Asked whether, that being the case, the sanction was therefore, at least at present, meaningless, the MLA said: "I've been punished, but I'm trying to work out where I should be feeling the pain.

"I understand I can't attend group meetings at Stormont, but there haven't been any for quite a while.

"Because, obviously with the Assembly not meeting, I can't go to meetings that don't exist.

"I can't avail of the services of the support staff at Stormont. But I tend to do my own stuff anyhow. For instance, I issue my own press releases, and I do my own media stuff."

Although the Assembly may not be currently meeting, Mr Wells is the DUP's representative on the Assembly commission, the body which is responsible for Stormont 'housekeeping' matters.

The only means by which he can be removed from that body is if he resigns or an assembly resolution is passed.

I asked the long-serving MLA what is likely to happen next for him.

"That's a very good question," replied Mr Wells.

"Because in the absence of the Assembly, I continue on as the DUP MLA for South Down, I still do all of the daily chores.

"I will probably end up doing more media now because I don't have to seek permission from the press office before I do a media interview.

"It does give you a bit more freedom. I've only been involved actively in the party for 43 years. So I suspect that I've probably got enough experience under my belt to handle this situation of not having the whip.

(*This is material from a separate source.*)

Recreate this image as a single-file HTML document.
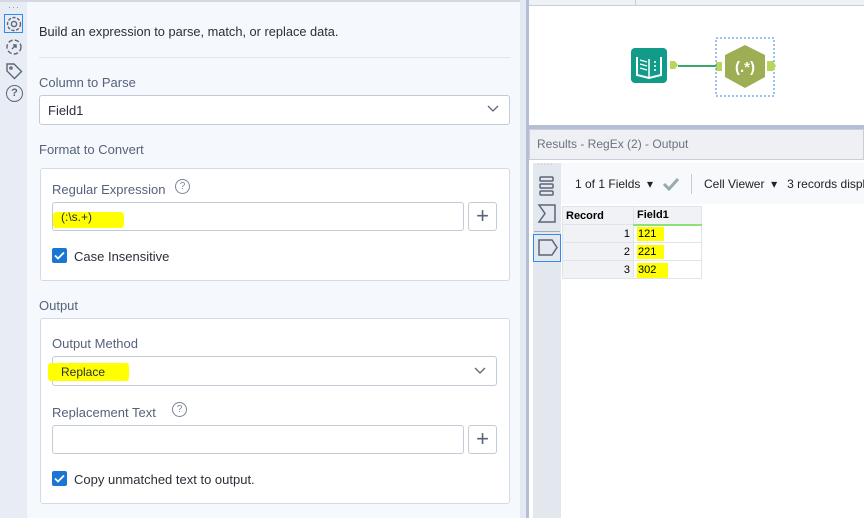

"I've had huge support on the ground. I would have been concerned about it had I been isolated, but far from it.

"I've had invitations to go to all sorts of events all over the country, DUP events. I would regularly meet backbenchers on a daily basis and they have been more than supportive and helpful to me. I'm not isolated at all."

The question as to when and if a government at Stormont will return is one which is shrouded in uncertainty.

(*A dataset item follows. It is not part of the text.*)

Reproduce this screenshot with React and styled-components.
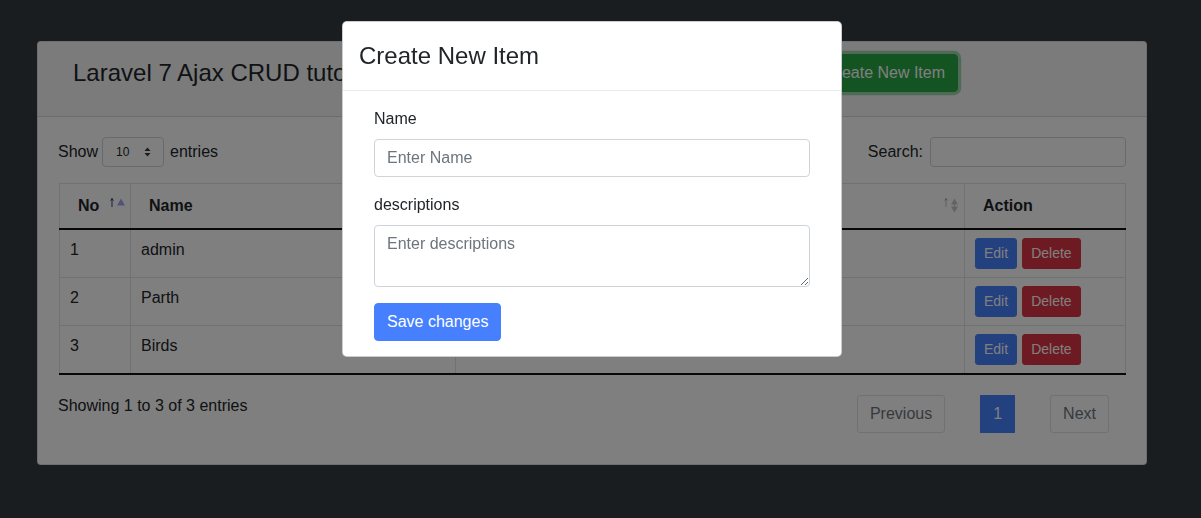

Mr Wells said that he cannot see it returning ahead of Brexit being settled, and a general election being held in the Republic of Ireland, which he said had been expected before the summer, but which is now unlikely to be before the autumn given the impending abortion referendum.

"It's very, very hard to see any movement towards a standard form of devolution before that," he insisted.

"So, therefore my position remains very much 'as you were'."